14. οἵτινες οὐκ ἐπίστασθε τὸ τῆς αὔριον κ.τ.λ. For reading see crit. notes. Qui ignoratis quid sit in crastinum; quae enim est vita vestra? Vapor est ad modicum parens &c. V., Whereas ye know not what shall be on the morrow. What is your life?—R.V., translating the reading adopted by Westcott and Hort, ‘ye know not on the morrow what your fife shall be.’

ἀτμὶς γάρ ἐστε. Psalms 102:3 ἐξέλιπον ὡσεὶ καπνὸς αἱ ἡμέραι μου.

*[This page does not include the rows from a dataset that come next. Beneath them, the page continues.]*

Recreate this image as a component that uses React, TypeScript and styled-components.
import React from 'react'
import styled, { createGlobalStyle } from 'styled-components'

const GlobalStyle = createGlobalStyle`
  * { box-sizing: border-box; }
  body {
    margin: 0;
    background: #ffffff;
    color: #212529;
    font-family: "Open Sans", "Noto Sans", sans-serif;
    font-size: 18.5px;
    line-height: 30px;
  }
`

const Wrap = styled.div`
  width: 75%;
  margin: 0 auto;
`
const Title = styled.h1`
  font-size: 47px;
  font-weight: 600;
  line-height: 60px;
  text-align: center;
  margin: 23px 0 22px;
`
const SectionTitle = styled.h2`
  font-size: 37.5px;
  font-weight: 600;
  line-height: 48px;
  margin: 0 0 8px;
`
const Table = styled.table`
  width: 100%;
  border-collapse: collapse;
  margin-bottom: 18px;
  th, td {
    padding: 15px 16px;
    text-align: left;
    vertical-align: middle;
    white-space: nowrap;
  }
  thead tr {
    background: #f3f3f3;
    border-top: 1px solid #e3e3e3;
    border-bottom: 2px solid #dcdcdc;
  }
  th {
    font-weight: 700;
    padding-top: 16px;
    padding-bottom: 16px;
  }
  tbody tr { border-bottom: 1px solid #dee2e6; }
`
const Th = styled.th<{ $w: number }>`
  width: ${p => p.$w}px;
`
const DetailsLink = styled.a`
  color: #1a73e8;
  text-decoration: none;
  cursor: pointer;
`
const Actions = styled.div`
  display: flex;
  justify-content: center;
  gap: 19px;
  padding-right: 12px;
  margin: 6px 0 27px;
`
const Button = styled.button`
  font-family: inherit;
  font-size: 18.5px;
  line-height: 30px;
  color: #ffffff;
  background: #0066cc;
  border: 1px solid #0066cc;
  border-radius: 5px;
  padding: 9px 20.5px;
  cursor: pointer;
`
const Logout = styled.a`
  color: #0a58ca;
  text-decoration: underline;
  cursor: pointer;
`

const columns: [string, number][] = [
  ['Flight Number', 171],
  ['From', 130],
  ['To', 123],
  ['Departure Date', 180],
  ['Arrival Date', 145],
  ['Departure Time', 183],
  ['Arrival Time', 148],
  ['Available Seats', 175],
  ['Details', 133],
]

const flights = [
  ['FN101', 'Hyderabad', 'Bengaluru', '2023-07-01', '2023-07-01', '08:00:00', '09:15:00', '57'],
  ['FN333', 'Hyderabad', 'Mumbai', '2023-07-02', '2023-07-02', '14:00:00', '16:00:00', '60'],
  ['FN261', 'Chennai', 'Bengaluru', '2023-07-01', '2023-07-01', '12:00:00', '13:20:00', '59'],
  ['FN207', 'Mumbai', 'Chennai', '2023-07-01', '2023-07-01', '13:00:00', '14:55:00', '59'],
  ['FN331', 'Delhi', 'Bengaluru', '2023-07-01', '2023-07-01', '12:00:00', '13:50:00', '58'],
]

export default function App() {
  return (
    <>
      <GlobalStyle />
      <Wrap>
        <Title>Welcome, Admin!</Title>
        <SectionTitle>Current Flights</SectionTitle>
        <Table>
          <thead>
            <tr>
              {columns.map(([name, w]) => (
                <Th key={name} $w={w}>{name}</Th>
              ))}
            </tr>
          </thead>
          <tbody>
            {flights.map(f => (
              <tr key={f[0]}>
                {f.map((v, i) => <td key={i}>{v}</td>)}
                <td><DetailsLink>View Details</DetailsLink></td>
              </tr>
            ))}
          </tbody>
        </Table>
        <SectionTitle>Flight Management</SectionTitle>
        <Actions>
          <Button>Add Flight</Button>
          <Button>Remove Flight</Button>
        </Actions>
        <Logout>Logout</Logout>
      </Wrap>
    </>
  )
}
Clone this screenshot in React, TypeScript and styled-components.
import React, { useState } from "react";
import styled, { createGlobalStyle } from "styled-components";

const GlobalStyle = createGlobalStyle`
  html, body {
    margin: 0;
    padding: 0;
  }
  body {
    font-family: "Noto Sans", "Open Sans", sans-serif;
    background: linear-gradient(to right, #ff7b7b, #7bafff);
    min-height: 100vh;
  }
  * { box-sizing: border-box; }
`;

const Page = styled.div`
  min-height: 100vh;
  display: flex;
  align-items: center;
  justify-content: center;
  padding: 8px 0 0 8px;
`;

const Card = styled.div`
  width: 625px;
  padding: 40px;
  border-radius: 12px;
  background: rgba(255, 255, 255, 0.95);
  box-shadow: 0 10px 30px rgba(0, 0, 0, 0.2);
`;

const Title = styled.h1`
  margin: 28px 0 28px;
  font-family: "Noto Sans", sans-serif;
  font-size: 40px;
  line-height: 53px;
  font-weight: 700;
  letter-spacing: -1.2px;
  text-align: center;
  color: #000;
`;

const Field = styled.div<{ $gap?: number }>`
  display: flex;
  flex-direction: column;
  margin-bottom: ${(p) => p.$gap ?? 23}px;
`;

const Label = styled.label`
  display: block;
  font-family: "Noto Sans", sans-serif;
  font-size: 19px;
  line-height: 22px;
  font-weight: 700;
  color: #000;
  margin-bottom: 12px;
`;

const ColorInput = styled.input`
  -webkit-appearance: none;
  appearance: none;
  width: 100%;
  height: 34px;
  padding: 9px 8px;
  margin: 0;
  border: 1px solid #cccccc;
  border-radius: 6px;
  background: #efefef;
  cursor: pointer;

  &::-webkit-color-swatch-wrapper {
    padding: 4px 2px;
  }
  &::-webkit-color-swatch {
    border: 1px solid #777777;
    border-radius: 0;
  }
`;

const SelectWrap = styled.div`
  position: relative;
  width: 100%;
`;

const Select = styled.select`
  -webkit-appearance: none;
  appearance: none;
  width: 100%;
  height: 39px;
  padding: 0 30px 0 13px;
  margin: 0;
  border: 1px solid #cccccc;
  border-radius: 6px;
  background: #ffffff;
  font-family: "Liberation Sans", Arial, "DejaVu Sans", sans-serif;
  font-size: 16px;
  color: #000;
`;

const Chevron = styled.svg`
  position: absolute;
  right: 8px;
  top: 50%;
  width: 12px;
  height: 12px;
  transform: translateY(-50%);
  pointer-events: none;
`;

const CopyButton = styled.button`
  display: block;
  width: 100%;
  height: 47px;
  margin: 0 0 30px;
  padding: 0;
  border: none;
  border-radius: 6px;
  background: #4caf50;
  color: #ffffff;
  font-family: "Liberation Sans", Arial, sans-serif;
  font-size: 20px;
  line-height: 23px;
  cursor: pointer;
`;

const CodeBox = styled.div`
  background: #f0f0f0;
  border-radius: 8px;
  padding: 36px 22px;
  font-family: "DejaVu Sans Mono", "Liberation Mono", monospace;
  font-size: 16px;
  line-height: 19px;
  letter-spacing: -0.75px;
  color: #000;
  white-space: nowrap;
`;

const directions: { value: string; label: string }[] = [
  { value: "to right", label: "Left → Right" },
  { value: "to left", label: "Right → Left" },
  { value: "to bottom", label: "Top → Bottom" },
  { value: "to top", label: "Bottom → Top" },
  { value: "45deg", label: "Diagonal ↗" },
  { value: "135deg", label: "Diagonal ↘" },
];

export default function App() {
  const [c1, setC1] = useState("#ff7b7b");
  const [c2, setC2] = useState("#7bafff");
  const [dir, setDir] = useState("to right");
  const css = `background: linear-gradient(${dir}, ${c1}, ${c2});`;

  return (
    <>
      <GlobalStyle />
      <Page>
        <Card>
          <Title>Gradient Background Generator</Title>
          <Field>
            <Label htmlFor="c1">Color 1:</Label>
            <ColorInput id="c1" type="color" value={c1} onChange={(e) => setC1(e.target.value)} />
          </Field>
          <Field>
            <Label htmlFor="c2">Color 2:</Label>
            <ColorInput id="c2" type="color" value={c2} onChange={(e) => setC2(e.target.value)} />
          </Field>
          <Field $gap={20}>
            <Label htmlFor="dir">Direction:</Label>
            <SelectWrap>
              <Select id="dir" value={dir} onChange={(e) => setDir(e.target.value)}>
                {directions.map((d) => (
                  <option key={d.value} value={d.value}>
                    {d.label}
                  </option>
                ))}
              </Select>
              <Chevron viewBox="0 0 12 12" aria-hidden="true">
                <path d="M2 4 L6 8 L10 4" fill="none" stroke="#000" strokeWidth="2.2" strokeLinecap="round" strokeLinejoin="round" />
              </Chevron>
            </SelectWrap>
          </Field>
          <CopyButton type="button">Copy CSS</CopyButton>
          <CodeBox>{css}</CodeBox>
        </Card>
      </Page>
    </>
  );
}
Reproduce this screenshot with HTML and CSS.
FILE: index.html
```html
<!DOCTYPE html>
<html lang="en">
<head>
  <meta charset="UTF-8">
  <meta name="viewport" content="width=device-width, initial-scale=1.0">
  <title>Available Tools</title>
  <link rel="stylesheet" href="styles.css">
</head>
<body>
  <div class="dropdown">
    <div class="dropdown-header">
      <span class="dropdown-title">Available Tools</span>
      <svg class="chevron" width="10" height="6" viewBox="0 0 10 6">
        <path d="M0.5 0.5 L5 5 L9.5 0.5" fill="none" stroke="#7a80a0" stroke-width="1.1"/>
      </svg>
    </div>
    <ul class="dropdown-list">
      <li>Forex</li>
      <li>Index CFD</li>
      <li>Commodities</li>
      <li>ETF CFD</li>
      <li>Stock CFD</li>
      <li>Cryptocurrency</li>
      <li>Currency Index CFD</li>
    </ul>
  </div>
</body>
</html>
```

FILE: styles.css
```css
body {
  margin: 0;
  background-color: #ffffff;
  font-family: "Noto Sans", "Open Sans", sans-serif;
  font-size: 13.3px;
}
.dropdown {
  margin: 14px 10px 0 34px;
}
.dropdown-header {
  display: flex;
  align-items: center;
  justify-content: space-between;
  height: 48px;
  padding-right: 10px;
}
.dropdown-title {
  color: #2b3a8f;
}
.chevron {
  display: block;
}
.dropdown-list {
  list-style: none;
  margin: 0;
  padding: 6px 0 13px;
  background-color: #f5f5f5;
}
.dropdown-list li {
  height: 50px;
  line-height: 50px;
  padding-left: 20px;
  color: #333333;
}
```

πρὸς ὀλίγον φαινομένη. Comp. the story of Paulinus and the Pagan priest Coifi at the court of Edwin, King of Deira, c. 626, unus passerum domum citissime pervolaverit, qui cum per unum ostium ingrediens, mox per aliud exierit. Ita haec vita hominum ad modicum apparet; quid autem sequatur, quidve processerit, prorsus ignoramus, Bede, H. E. II. 13. See also Bright, Early English Church History, p. 116, and Wordsworth’s Eccl. Sonnets, No. 16.


Verse 16

16. νῦν δέ, but now, as it is.

ἐν ταῖς ἀλαζονείαις ὑμῶν, in your boastful or presumptuous talk, or your false pretensions. ἀλαζ. from ἀλαζών lit. a wanderer, then of a boastful pretender. Aristotle defines the ἀλαζών as ὁ μείζω τῶν ὑπαρχόντων προσποιούμενος, Eth. N. IV. vii. 10 (‘a man who pretends to have greater things than he possesses’), adding according to the probable reading εἰ δʼ ἕνεκά τινος ὁ μὲν δόξης ἢ τιμῆς οὐ λίαν ψαλτὸς ὁ ἀλάζων, ὁ δὲ ἀργυρίου ἢ ὅσα εἰς ἀργύριον ἀσχημονέστερος. It is probably with this last reference in the word that the Apostle uses it. ἀλαζονείαις would thus signify the deception used to increase the value of goods—the tricks of trade.

Perhaps however ἐν ἀλαζονείαις is simply the presumptuous talk which forms plans and projects without reference to God’s will.


Verse 17

17. εἰδότι οὖν καλὸν ποιεῖν, if a man knows how to do what is right and honest and does it not, to him such a course is sin.